» **GOAL OF THE EXERCISE**:
Report all lines holding "that".

» **PROVIDED MATERIAL**:
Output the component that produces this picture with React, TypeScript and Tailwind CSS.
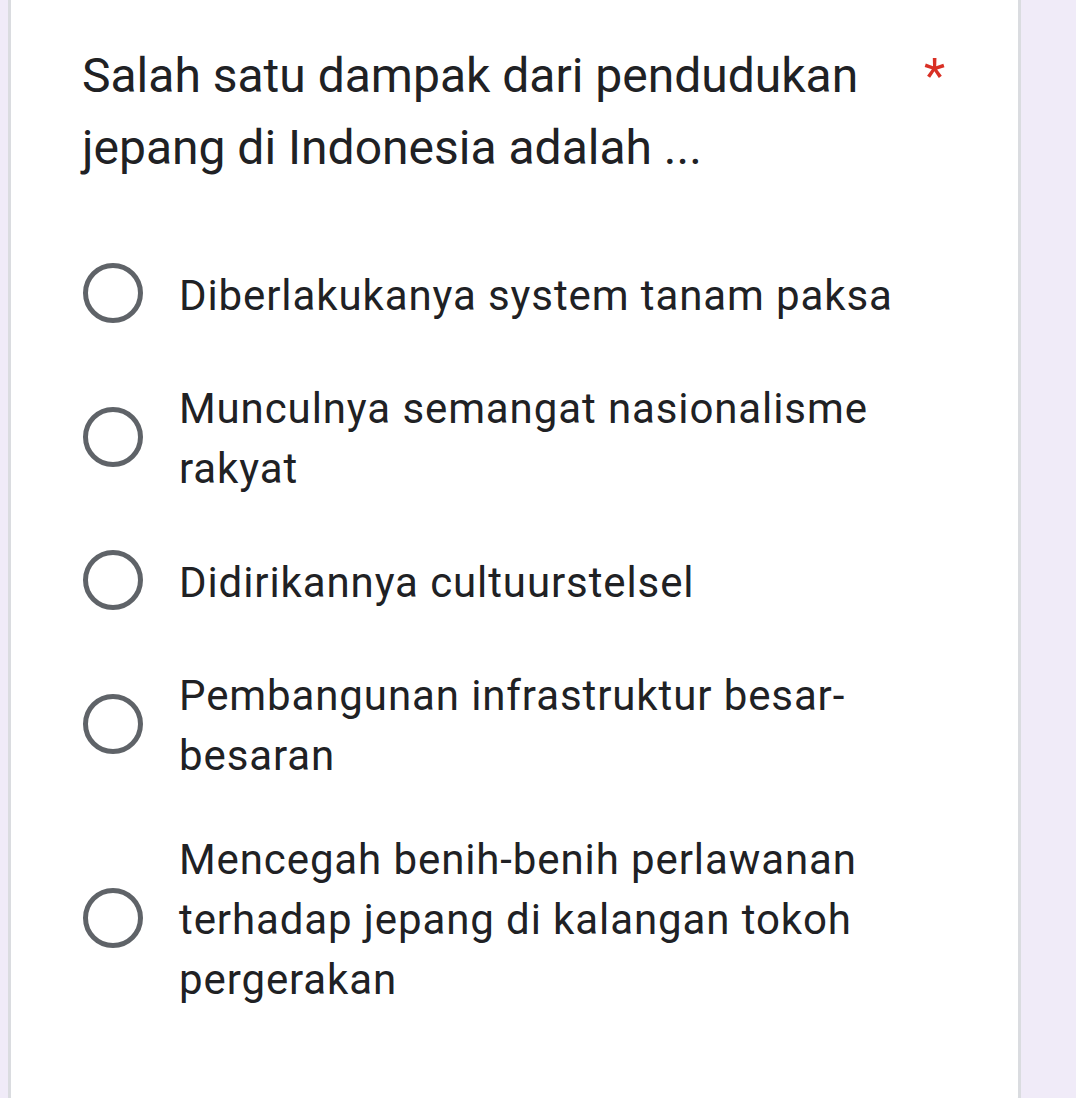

...

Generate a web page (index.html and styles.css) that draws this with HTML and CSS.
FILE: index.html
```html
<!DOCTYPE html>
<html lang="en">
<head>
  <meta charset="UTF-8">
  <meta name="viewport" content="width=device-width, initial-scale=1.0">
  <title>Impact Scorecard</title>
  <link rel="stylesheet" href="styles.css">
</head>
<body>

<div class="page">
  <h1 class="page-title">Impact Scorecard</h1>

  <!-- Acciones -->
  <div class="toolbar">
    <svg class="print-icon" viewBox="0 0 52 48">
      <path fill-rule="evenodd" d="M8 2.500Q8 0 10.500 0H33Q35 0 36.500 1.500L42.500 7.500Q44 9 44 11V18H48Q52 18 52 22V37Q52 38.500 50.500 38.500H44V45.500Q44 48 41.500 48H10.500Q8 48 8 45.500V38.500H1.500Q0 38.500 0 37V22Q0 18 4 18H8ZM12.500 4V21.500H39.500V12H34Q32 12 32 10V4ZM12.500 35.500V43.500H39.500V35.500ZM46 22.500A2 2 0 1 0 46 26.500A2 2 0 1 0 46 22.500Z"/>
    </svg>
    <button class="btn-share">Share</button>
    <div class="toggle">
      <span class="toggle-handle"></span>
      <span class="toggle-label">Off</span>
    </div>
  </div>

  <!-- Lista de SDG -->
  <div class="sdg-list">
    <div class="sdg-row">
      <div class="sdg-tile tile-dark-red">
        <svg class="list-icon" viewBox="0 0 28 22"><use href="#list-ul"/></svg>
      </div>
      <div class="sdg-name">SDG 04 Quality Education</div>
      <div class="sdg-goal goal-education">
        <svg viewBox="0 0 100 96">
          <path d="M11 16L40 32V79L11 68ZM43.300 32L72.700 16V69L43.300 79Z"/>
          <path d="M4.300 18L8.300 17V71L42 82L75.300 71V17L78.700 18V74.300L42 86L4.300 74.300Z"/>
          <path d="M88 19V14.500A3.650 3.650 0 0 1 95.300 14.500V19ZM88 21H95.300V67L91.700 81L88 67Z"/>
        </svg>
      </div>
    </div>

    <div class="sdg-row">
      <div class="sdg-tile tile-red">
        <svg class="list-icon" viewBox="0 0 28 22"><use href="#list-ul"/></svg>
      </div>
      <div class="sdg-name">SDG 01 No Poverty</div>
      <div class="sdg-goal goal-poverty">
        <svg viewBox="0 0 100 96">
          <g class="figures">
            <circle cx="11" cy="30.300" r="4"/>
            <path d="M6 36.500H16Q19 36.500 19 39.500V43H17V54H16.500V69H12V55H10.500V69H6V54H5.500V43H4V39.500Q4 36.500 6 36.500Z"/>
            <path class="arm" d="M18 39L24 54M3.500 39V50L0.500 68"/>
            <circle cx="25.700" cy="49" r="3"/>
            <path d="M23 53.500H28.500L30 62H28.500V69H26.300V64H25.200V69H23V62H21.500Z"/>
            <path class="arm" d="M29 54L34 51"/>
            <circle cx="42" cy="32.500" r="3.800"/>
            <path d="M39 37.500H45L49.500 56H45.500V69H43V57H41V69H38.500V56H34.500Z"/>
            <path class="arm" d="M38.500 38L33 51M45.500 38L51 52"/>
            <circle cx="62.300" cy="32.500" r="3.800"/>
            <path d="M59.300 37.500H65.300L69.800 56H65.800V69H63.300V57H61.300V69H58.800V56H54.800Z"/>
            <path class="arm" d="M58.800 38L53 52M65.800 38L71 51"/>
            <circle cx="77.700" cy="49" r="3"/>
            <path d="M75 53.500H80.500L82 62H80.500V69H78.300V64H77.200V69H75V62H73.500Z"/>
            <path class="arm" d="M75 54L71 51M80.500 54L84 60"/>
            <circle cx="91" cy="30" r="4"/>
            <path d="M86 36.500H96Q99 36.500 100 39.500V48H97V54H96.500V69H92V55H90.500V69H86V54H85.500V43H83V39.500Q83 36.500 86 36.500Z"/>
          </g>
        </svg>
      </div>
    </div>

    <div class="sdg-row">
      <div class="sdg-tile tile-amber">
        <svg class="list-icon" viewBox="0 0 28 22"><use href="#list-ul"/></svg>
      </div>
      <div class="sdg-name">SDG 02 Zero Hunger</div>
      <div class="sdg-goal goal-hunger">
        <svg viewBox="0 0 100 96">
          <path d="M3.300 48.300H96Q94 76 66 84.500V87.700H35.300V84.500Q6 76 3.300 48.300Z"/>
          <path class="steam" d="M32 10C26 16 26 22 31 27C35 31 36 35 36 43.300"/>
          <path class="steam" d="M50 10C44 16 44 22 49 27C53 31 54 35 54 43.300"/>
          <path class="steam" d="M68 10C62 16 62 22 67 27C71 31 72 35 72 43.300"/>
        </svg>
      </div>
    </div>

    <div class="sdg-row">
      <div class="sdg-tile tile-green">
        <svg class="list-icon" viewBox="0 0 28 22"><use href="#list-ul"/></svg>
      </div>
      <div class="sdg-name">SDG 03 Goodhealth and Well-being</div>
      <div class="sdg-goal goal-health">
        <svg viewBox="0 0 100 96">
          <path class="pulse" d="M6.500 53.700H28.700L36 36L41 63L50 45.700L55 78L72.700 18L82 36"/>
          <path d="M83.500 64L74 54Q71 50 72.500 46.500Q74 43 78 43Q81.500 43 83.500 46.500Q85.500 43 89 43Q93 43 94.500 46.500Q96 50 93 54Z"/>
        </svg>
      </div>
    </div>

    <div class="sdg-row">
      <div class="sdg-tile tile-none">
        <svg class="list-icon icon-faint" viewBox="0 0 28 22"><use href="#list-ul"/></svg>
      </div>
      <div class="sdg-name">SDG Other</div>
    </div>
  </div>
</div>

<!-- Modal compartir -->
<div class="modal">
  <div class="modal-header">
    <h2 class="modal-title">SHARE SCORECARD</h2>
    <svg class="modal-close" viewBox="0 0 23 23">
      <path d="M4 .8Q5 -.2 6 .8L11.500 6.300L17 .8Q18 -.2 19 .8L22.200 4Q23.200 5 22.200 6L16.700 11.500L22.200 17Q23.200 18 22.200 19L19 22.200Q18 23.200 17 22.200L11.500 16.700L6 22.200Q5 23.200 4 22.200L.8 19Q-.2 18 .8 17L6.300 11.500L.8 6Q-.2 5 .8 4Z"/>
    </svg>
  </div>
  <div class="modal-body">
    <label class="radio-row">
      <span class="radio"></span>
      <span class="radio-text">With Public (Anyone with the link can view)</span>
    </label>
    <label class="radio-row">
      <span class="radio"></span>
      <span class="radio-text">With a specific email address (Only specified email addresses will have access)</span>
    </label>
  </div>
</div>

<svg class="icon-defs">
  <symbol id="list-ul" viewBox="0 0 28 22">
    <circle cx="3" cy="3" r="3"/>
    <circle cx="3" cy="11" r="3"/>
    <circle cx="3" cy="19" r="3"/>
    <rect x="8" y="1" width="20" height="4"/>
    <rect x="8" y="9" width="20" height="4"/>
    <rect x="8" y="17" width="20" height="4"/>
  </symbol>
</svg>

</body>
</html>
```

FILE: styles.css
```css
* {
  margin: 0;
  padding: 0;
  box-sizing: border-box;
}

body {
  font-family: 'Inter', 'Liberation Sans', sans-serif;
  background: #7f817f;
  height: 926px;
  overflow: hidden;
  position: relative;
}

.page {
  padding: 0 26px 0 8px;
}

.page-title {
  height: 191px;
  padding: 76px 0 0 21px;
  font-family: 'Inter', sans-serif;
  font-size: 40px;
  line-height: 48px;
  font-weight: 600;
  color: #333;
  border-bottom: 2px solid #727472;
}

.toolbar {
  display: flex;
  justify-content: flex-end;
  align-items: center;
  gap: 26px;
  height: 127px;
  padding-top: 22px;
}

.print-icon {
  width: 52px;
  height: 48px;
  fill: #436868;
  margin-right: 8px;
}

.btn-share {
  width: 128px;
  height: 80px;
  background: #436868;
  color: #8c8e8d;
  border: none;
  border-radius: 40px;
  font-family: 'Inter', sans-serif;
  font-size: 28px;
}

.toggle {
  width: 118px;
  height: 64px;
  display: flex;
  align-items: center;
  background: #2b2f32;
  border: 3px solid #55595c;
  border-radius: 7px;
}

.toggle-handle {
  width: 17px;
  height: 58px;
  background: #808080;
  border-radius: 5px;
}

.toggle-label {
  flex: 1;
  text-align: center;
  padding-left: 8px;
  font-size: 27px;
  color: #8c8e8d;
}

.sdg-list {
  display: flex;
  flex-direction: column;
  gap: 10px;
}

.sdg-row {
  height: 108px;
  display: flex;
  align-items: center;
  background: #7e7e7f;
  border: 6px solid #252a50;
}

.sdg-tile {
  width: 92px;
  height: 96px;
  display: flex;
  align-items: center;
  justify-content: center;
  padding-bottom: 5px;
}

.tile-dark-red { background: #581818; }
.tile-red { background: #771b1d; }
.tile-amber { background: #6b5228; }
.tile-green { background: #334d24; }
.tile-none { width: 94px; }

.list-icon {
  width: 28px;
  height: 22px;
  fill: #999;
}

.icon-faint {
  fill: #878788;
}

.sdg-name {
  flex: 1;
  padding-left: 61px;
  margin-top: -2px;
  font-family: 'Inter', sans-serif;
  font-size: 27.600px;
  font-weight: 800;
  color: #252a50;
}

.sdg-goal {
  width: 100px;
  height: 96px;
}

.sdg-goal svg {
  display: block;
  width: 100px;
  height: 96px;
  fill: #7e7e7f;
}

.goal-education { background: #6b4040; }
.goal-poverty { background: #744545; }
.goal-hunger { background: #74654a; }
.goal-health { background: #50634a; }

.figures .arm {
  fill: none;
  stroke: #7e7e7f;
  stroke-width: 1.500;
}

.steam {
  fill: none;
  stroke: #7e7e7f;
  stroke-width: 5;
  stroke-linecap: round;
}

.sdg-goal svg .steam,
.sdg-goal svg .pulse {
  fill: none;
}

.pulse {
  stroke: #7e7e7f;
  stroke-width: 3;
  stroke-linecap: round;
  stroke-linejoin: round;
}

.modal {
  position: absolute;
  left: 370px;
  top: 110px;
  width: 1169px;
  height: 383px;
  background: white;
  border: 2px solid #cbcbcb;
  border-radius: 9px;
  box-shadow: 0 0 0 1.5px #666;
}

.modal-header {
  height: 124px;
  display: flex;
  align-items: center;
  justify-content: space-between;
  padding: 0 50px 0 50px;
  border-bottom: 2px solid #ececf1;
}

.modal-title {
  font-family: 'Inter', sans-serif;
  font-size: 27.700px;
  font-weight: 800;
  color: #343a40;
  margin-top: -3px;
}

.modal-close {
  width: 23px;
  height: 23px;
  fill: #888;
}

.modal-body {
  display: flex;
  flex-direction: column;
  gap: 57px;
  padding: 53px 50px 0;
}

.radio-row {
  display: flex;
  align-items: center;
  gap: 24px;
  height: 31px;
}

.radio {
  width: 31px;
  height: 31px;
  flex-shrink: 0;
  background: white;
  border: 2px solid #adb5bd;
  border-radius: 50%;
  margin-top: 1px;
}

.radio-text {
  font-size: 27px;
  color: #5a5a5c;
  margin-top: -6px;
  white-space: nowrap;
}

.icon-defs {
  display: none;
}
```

==

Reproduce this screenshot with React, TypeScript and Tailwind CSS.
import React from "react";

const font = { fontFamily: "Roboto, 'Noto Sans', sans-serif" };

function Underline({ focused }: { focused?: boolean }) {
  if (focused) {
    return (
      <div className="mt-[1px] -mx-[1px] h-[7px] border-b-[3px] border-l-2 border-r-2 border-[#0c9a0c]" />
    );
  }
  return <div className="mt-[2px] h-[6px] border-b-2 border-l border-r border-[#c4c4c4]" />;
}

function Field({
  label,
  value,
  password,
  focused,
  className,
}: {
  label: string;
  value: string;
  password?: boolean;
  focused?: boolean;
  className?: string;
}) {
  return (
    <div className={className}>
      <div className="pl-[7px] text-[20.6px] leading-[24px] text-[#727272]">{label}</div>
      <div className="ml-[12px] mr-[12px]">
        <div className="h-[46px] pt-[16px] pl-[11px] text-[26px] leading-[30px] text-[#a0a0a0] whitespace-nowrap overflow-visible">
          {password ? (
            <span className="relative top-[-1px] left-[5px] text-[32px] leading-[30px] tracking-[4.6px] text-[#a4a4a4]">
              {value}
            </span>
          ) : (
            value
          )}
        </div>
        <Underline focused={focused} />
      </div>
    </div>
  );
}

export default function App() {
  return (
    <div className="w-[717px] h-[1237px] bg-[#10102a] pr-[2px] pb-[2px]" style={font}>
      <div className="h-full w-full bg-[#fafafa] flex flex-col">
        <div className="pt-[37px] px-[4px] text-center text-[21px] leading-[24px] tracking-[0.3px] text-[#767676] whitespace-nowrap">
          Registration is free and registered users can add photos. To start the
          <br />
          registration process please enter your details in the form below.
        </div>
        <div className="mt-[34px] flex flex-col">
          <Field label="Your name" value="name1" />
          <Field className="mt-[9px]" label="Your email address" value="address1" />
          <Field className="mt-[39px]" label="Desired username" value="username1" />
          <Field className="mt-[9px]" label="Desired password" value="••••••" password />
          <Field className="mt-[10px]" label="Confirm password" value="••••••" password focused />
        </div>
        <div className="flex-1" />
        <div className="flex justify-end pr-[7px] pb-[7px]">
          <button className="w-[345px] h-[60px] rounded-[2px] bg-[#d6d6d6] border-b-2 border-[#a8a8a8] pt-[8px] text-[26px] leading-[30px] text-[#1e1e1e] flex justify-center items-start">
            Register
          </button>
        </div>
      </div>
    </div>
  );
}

» **FINISHED ANSWER**:
Output the component that produces this picture with React, TypeScript and Tailwind CSS.
Generate a web page (index.html and styles.css) that draws this with HTML and CSS.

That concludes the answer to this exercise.